Compression Ratio and Catalyst Aging Effects on Aqueous Ethanol: Finite Element Model of a Heated Wire Catalyst in Cross Flow

摘要

Our project seeks to advance catalytic plasma torch (CPT) technology through reactor studies, engine design, modeling, and engine testing activities. This report discusses our efforts to ignite lean homogeneous air-fuel mixtures in engines under conditions approaching Homogeneous Charge Compression Ignition (HCCI). An evaporator for low-density liquids including ethanol and water was developed, tested, and installed. Our initial experiments were conducted to measure the temperature of a heated platinum wire exposed to propane, oxygen, and water vapor for development of a one-step model of catalytic ignition of propane and oxygen on platinum. In the future, we intend to enclose the reactor to measure the conversion efficiency of fuel to combustion products.
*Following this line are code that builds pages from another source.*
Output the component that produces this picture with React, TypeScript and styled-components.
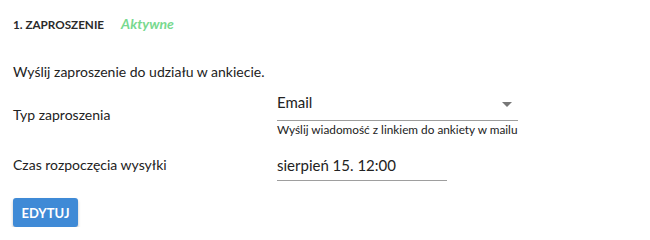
import React from "react";
import styled, { createGlobalStyle } from "styled-components";

const Global = createGlobalStyle`
  html, body { margin: 0; padding: 0; background: #fff; }
  body { font-family: Lato, "Open Sans", sans-serif; color: #222; }
`;

const Page = styled.div`
  padding: 14px 13px 0 13px;
  width: 650px;
  box-sizing: border-box;
`;

const Header = styled.div`
  display: flex;
  align-items: baseline;
  gap: 17px;
  height: 20px;
`;

const Title = styled.span`
  font-size: 11.7px;
  line-height: 20px;
  font-weight: 700;
  color: #2a2a2a;
  text-transform: uppercase;
`;

const Status = styled.span`
  font-size: 14px;
  line-height: 20px;
  font-weight: 700;
  font-style: italic;
  color: #78d98f;
`;

const Intro = styled.p`
  margin: 28px 0 0 0;
  font-size: 14px;
  line-height: 20px;
`;

const Row = styled.div<{ $top: number }>`
  display: grid;
  grid-template-columns: 264px 1fr;
  align-items: start;
  margin-top: ${(p) => p.$top}px;
`;

const Label = styled.div<{ $pad: number }>`
  font-size: 14px;
  line-height: 20px;
  padding-top: ${(p) => p.$pad}px;
`;

const Field = styled.div<{ $w: number }>`
  width: ${(p) => p.$w}px;
`;

const Input = styled.div<{ $bottom: number }>`
  display: flex;
  align-items: flex-start;
  justify-content: space-between;
  padding: 5px 0 ${(p) => p.$bottom}px 0;
  line-height: 18px;
  border-bottom: 1px solid #9e9e9e;
  font-size: 15px;
  color: #222;
`;

const Arrow = styled.span`
  width: 0;
  height: 0;
  margin-top: 9px;
  margin-right: 6px;
  border-left: 5px solid transparent;
  border-right: 5px solid transparent;
  border-top: 5px solid #777;
`;

const Helper = styled.div`
  font-size: 11.8px;
  line-height: 14px;
  margin-top: 2px;
  color: #222;
  white-space: nowrap;
`;

const Button = styled.button`
  margin-top: 17px;
  display: inline-flex;
  align-items: center;
  justify-content: center;
  height: 29px;
  width: 65px;
  border: none;
  border-radius: 3px;
  background: #3f8ad6;
  color: #fff;
  font-family: Lato, sans-serif;
  font-size: 13px;
  font-weight: 700;
  box-shadow: 0 2px 3px rgba(0, 0, 0, 0.25);
  padding: 0;
`;

export default function App() {
  return (
    <Page>
      <Global />
      <Header>
        <Title>1. Zaproszenie</Title>
        <Status>Aktywne</Status>
      </Header>
      <Intro>Wyślij zaproszenie do udziału w ankiecie.</Intro>
      <Row $top={6}>
        <Label $pad={17}>Typ zaproszenia</Label>
        <Field $w={241}>
          <Input $bottom={9}>
            Email
            <Arrow />
          </Input>
          <Helper>Wyślij wiadomość z linkiem do ankiety w mailu</Helper>
        </Field>
      </Row>
      <Row $top={14}>
        <Label $pad={4}>Czas rozpoczęcia wysyłki</Label>
        <Field $w={170}>
          <Input $bottom={6}>sierpień 15. 12:00</Input>
        </Field>
      </Row>
      <Button>EDYTUJ</Button>
    </Page>
  );
}
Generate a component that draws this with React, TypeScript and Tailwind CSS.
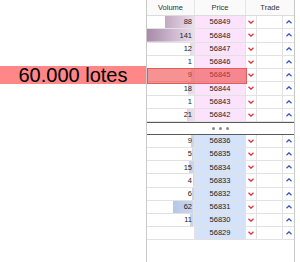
import React from "react";

const upper = [
  { vol: 88, price: 56849 },
  { vol: 141, price: 56848 },
  { vol: 12, price: 56847 },
  { vol: 1, price: 56846 },
  { vol: 9, price: 56845 },
  { vol: 18, price: 56844 },
  { vol: 1, price: 56843 },
  { vol: 21, price: 56842 },
];

const lower = [
  { vol: 9, price: 56836 },
  { vol: 5, price: 56835 },
  { vol: 15, price: 56834 },
  { vol: 4, price: 56833 },
  { vol: 6, price: 56832 },
  { vol: 62, price: 56831 },
  { vol: 11, price: 56830 },
  { vol: 0, price: 56829 },
];

const MAX = 141;

function Down() {
  return (
    <svg width="6" height="4" viewBox="0 0 6 4">
      <polyline points="0.5,0.8 3,3.2 5.5,0.8" fill="none" stroke="#e2303a" strokeWidth="1.3" />
    </svg>
  );
}

function Up() {
  return (
    <svg width="6" height="4" viewBox="0 0 6 4">
      <polyline points="0.5,3.2 3,0.8 5.5,3.2" fill="none" stroke="#3a55c8" strokeWidth="1.3" />
    </svg>
  );
}

function Row({ vol, price, side }: { vol: number; price: number; side: "ask" | "bid" }) {
  const ask = side === "ask";
  return (
    <div className={`flex border-b border-[#e2e2e2] ${ask ? "h-[13.25px]" : "h-[13.125px]"}`}>
      <div className="relative w-[48px] border-r border-[#e2e2e2] flex items-center justify-end pr-[2px]">
        {vol > 0 && (
          // gradient spans the whole column, the bar only shows its right part
          <div
            className={`absolute right-0 top-0 bottom-0 bg-[length:47px_100%] bg-right bg-no-repeat ${
              ask
                ? "bg-gradient-to-r from-[#a88aa8] to-[#ecdfee]"
                : "bg-gradient-to-r from-[#9cb2de] to-[#c9d7f2]"
            }`}
            style={{ width: `${(vol / MAX) * 47}px` }}
          />
        )}
        {vol > 0 && <span className="relative">{vol}</span>}
      </div>
      <div
        className={`w-[51px] flex items-center justify-center border-r border-[#e2e2e2] ${
          ask ? "bg-[#fde2fb]" : "bg-[#d5e3fa]"
        }`}
      >
        {price}
      </div>
      <div className="w-[11px] flex items-center justify-center border-r border-[#e2e2e2]">
        <Down />
      </div>
      <div className="w-[26px] border-r border-[#e2e2e2]" />
      <div className="w-[11px] flex items-center justify-center">
        <Up />
      </div>
    </div>
  );
}

export default function App() {
  return (
    <div
      className="relative w-[300px] h-[262px] bg-white flex overflow-hidden text-[#222]"
      style={{ fontFamily: '"Liberation Sans", Arial, sans-serif' }}
    >
      <div className="w-[146px]" />
      <div className="w-[149px] h-full border-l border-r border-[#c9c9c9] text-[7.5px] leading-none">
        <div className="flex h-[16px] border-b border-[#dcdcdc] bg-[#fafafa] text-[#333]">
          <div className="w-[48px] flex items-center justify-center border-r border-[#e6e6e6]">Volume</div>
          <div className="w-[51px] flex items-center justify-center border-r border-[#e6e6e6]">Price</div>
          <div className="w-[48px] flex items-center justify-center">Trade</div>
        </div>
        {upper.map((r) => (
          <Row key={r.price} {...r} side="ask" />
        ))}
        <div className="h-[13px] border-t border-b border-[#5a5a5a] flex items-center">
          <div className="w-[99px] flex justify-center gap-[4px] pl-[48px]">
            <span className="w-[3px] h-[3px] rounded-full bg-[#8a8a8a]" />
            <span className="w-[3px] h-[3px] rounded-full bg-[#8a8a8a]" />
            <span className="w-[3px] h-[3px] rounded-full bg-[#8a8a8a]" />
          </div>
        </div>
        {lower.map((r) => (
          <Row key={r.price} {...r} side="bid" />
        ))}
      </div>
      <div className="flex-1" />

      {/* annotation overlay */}
      <div className="absolute left-0 top-[66px] w-[146px] h-[18px] bg-[#ff8787] flex items-center justify-center text-[20px] text-black">
        60.000 lotes
      </div>
      <div className="absolute left-[147px] top-[68px] w-[100px] h-[16px] bg-[#f24a4a]/60 border border-[#e25c5c]" />
    </div>
  );
}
These experiments will require a water cooled nitrogen quenching probe, which was designed and built. Experimentally obtained temperatures of a heated coiled platinum wire in low Reynolds Number cross-flow were compared with a three-dimensional finite volume model. The calculated average wire temperature was in good agreement with experimentally obtained values with deviations close to experimental uncertainty bounds at temperatures between 530K and 815K. The rate of heat generated at the wire surface from catalytic reactions was found for the ignition of lean propane/oxygen/nitrogen mixtures.